My Lords, perhaps we could return to the Laeken declaration, which signified a very important moment in the history of the European Union. We all recognise the problem of disconnect. The Laeken declaration was intended to inform the individuals who were considering the whole future of the European Union what should be done about that problem. It is a fair summary to say that out of the Laeken declaration we saw the emergence of the constitutional treaty, which became the Lisbon treaty. Anyone, by any objective standards, would have to conclude that the spirit of Laeken, which was meant to inform the constitutional treaty, and later the Lisbon treaty, was not successful. Right across Europe we have seen an increase in Euroscepticism and in the disconnect between the peoples of Europe and the institutions of the European Union. The treaty, which was meant substantively to deal with that problem, has failed, not only in this country but right across the European Union. I suppose that one of the definingly difficult moments in the history of our relationship with the European Union was when Tony Blair substantially gave up the rebate in return for some structural reforms particularly linked to the common agricultural policy.

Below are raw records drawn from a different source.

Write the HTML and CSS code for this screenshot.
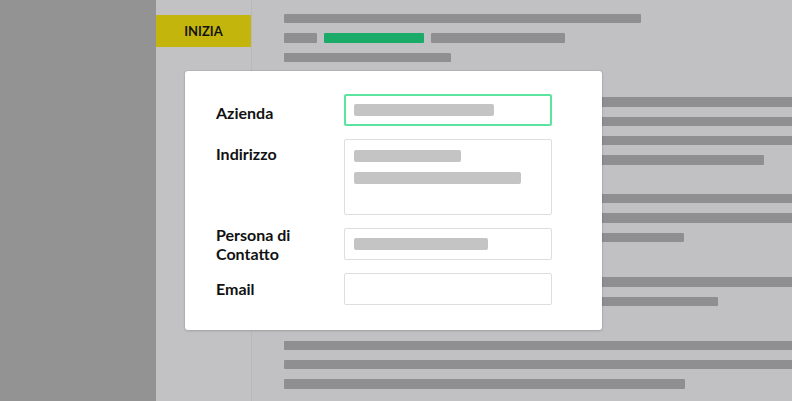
FILE: index.html
```html
<!DOCTYPE html>
<html lang="it">
<head>
<meta charset="utf-8">
<title>Form</title>
<link rel="stylesheet" href="styles.css">
</head>
<body>
<div class="app">
  <aside class="sidebar"></aside>
  <nav class="nav">
    <div class="start-btn">INIZIA</div>
  </nav>
  <main class="main">
    <section class="group group--a">
      <div class="bar w357"></div>
      <div class="bar-row">
        <div class="bar w33"></div>
        <div class="bar bar--green w100"></div>
        <div class="bar w134"></div>
      </div>
      <div class="bar w167"></div>
    </section>
    <section class="group group--b">
      <div class="bar wfull"></div>
      <div class="bar wfull"></div>
      <div class="bar wfull"></div>
      <div class="bar w480"></div>
    </section>
    <section class="group group--c">
      <div class="bar wfull"></div>
      <div class="bar wfull"></div>
      <div class="bar w400"></div>
    </section>
    <section class="group group--d">
      <div class="bar wfull"></div>
      <div class="bar w434"></div>
    </section>
    <section class="group group--e">
      <div class="bar wfull"></div>
      <div class="bar wfull"></div>
      <div class="bar w401"></div>
    </section>
  </main>
</div>

<div class="modal">
  <div class="form">
    <div class="label label--low">Azienda</div>
    <div class="field field--active"><span class="ph w140"></span></div>

    <div class="label label--top">Indirizzo</div>
    <div class="field field--area">
      <span class="ph w107"></span>
      <span class="ph w167p"></span>
    </div>

    <div class="label">Persona di<br>Contatto</div>
    <div class="field"><span class="ph w134p"></span></div>

    <div class="label">Email</div>
    <div class="field"></div>
  </div>
</div>
</body>
</html>
```

FILE: styles.css
```css
* { box-sizing: border-box; }

html, body {
  margin: 0;
  padding: 0;
  width: 792px;
  height: 401px;
  overflow: hidden;
  background: #c1c1c3;
  font-family: "Lato", "Noto Sans", sans-serif;
}

.app {
  display: flex;
  height: 401px;
}

.sidebar {
  width: 156px;
  flex: none;
  background: #939393;
}

.nav {
  width: 96px;
  flex: none;
  background: #c2c2c4;
  border-right: 1px solid #b9b9bb;
  padding-top: 15px;
}

.start-btn {
  height: 32px;
  background: #c4b50c;
  color: #141410;
  font-weight: 700;
  font-size: 13px;
  display: flex;
  align-items: center;
  justify-content: center;
}

.main {
  flex: 1;
  overflow: hidden;
  padding: 14px 0 0 32px;
}

.group {
  display: flex;
  flex-direction: column;
  gap: 10px;
}
.group--b { margin-top: 35px; }
.group--c { margin-top: 29px; }
.group--d { margin-top: 35.3px; }
.group--e { margin-top: 34.7px; }

.bar {
  height: 9.4px;
  background: #8f8f91;
  border-radius: 1px;
  flex: none;
}
.bar--green { background: #1aab69; }

.bar-row {
  display: flex;
  gap: 7px;
}

.w33 { width: 33px; }
.w100 { width: 100px; }
.w134 { width: 134px; }
.w167 { width: 167px; }
.w357 { width: 357px; }
.w400 { width: 400px; }
.w401 { width: 401px; }
.w434 { width: 434px; }
.w480 { width: 480px; }
.wfull { width: 540px; }

/* Modal overlay */
.modal {
  position: absolute;
  left: 185px;
  top: 71px;
  width: 417px;
  height: 259px;
  background: #ffffff;
  border-radius: 3px;
  box-shadow: 0 0 0 1px rgba(0, 0, 0, 0.05), 0 1px 3px rgba(0, 0, 0, 0.12);
  padding: 23px 50px 25px 31px;
}

.form {
  display: grid;
  grid-template-columns: 128px 208px;
  grid-template-rows: 32px 76px 32px 32px;
  row-gap: 13px;
  align-items: center;
}

.label {
  font-size: 16px;
  line-height: 19.5px;
  font-weight: 700;
  color: #111111;
}
.label--low { padding-top: 6px; }
.label--top { align-self: start; padding-top: 5px; }

.field {
  height: 100%;
  border: 1px solid #dedede;
  border-radius: 2px;
  padding: 9px 0 0 9px;
  display: flex;
  flex-direction: column;
  gap: 10px;
}
.field--active {
  border: 2px solid #5ae5a0;
  padding: 8px 0 0 8px;
}
.field--area {
  padding-top: 10px;
}

.ph {
  display: block;
  height: 12px;
  background: #c4c4c4;
  border-radius: 2px;
}
.w140 { width: 140px; }
.w107 { width: 107px; }
.w167p { width: 167px; }
.w134p { width: 134px; }
```
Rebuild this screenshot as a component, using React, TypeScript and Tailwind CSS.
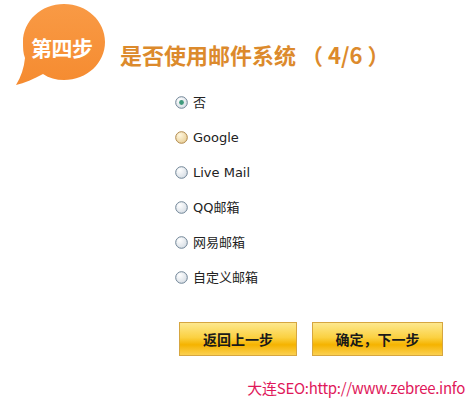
import React from "react";

const options = [
  { label: "否", state: "checked" },
  { label: "Google", state: "hover" },
  { label: "Live Mail", state: "normal" },
  { label: "QQ邮箱", state: "normal" },
  { label: "网易邮箱", state: "normal" },
  { label: "自定义邮箱", state: "normal" },
];

function Radio({ state }: { state: string }) {
  const id = "g-" + state;
  const stops =
    state === "hover"
      ? ["#fff7df", "#e9cf98"]
      : ["#ffffff", "#d6dde4"];
  const stroke = state === "hover" ? "#b0884a" : "#6f8496";
  return (
    <svg width="13" height="13" viewBox="0 0 13 13" className="shrink-0">
      <defs>
        <radialGradient id={id} cx="35%" cy="30%" r="75%">
          <stop offset="0%" stopColor={stops[0]} />
          <stop offset="100%" stopColor={stops[1]} />
        </radialGradient>
      </defs>
      <circle cx="6.5" cy="6.5" r="5.8" fill={`url(#${id})`} stroke={stroke} strokeWidth="1" />
      {state === "checked" && <circle cx="6.5" cy="6.5" r="2.4" fill="#3f9a7c" />}
    </svg>
  );
}

function Badge() {
  return (
    <div className="relative w-[110px] h-[90px] shrink-0">
      <svg width="110" height="90" viewBox="0 0 110 90" className="absolute left-0 top-0">
        <defs>
          <linearGradient id="bg" x1="0" y1="0" x2="0" y2="1">
            <stop offset="0%" stopColor="#f99a45" />
            <stop offset="100%" stopColor="#f58b30" />
          </linearGradient>
        </defs>
        <path
          d="M64 4 C87 4 105 21 105 42 C105 63 87 80 64 80 C56 80 49 78 43 74 C34 79 24 83 16 85 C21 77 24 68 25 58 C23 53 23 48 23 42 C23 21 41 4 64 4 Z"
          fill="url(#bg)"
        />
      </svg>
      <div className="absolute left-[31px] top-[34px] text-white font-bold text-[21px] leading-[26px] tracking-[-0.5px] [font-family:'Noto_Sans_CJK_SC',sans-serif]">
        第四步
      </div>
    </div>
  );
}

export default function App() {
  return (
    <div className="w-[471px] h-[405px] bg-white overflow-hidden [font-family:'DejaVu_Sans','Noto_Sans_CJK_SC',sans-serif]">
      <div className="flex items-start h-[84px] pl-[0px]">
        <Badge />
        <div className="pt-[39px] pl-[10px] text-[#dc8a2c] font-bold text-[22px] leading-[30px] whitespace-pre [font-family:'Noto_Sans_CJK_SC',sans-serif]">
          是否使用邮件系统 （ 4/6 ）
        </div>
      </div>
      <div className="flex flex-col pl-[175px] pt-[1px]">
        {options.map((o) => (
          <div key={o.label} className="flex items-center h-[35px] gap-[5px] text-[13px] text-[#222]">
            <Radio state={o.state} />
            <span>{o.label}</span>
          </div>
        ))}
      </div>
      <div className="flex gap-[15px] pl-[179px] mt-[27px]">
        <button className="w-[118px] h-[34px] border border-[#d6a640] bg-[linear-gradient(to_bottom,#fde88e_0%,#fbd142_45%,#f5b300_68%,#fbd050_100%)] text-[14px] font-bold text-[#1a1a1a] [font-family:'Noto_Sans_CJK_SC',sans-serif]">
          返回上一步
        </button>
        <button className="w-[131px] h-[34px] border border-[#d6a640] bg-[linear-gradient(to_bottom,#fde88e_0%,#fbd142_45%,#f5b300_68%,#fbd050_100%)] text-[14px] font-bold text-[#1a1a1a] [font-family:'Noto_Sans_CJK_SC',sans-serif]">
          确定，下一步
        </button>
      </div>
      <div className="flex justify-end pr-[6px] mt-[22px] text-[15px] leading-[20px] text-[#e0185a] tracking-[-0.3px] [font-family:'Noto_Sans_CJK_SC',sans-serif]">
        大连SEO:http://www.zebree.info
      </div>
    </div>
  );
}
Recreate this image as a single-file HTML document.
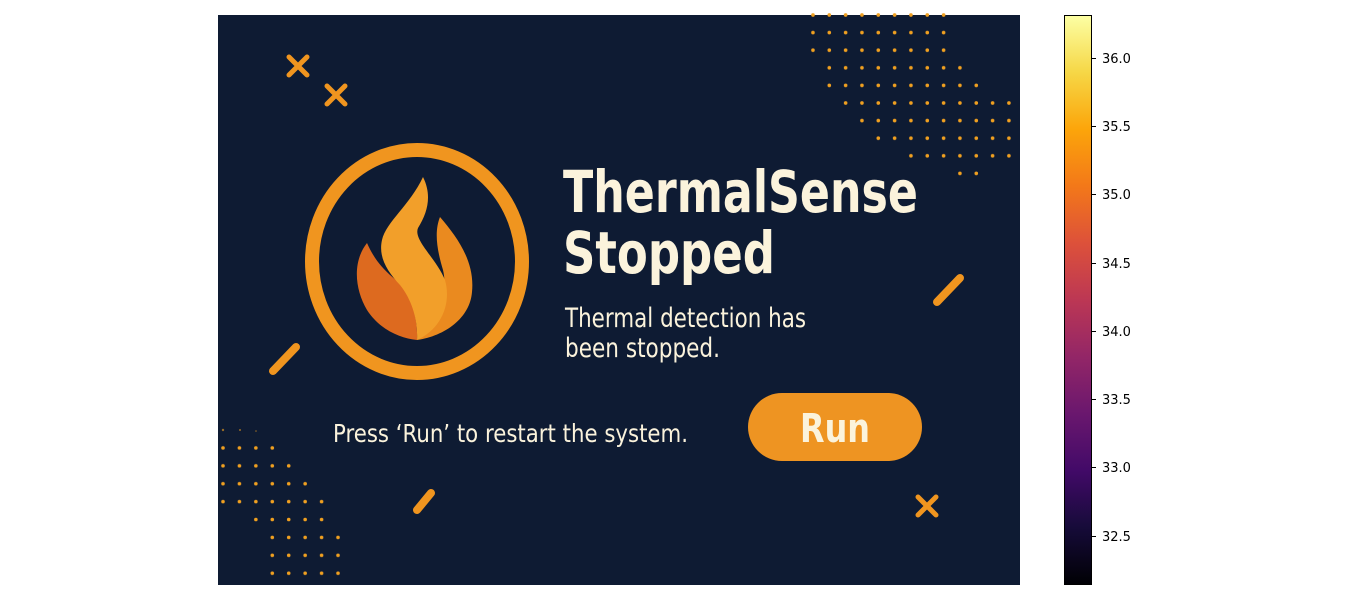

At the heart of this Bill must be the veto for the very firm purpose of restoring a sense of ownership of the processes of the European Union and our relationship with them. I think we all agree that the rebate is a most sensitive issue. Therefore, I just pose this question: would we wish to delete the requirement for a referendum if a future Government agreed to remove unanimity from the EU multiannual budget? This is a very contentious issue—it covers the whole envelope of European Union spending. The annual budget veto has already gone, and I suggest that nothing, particularly at a time of austerity, would be more damaging. It is precisely the threat of that happening that the Bill attempts to deal with.
I come back to the point that right across the European Union we have failed dismally to give people a sense of ownership or to secure the feeling that they have some sort of control. Therefore, comprehensive but clear processes, with a significant range of vetoes, are crucial in this country if we are to restore a sense of confidence and connection between the people and the European Union.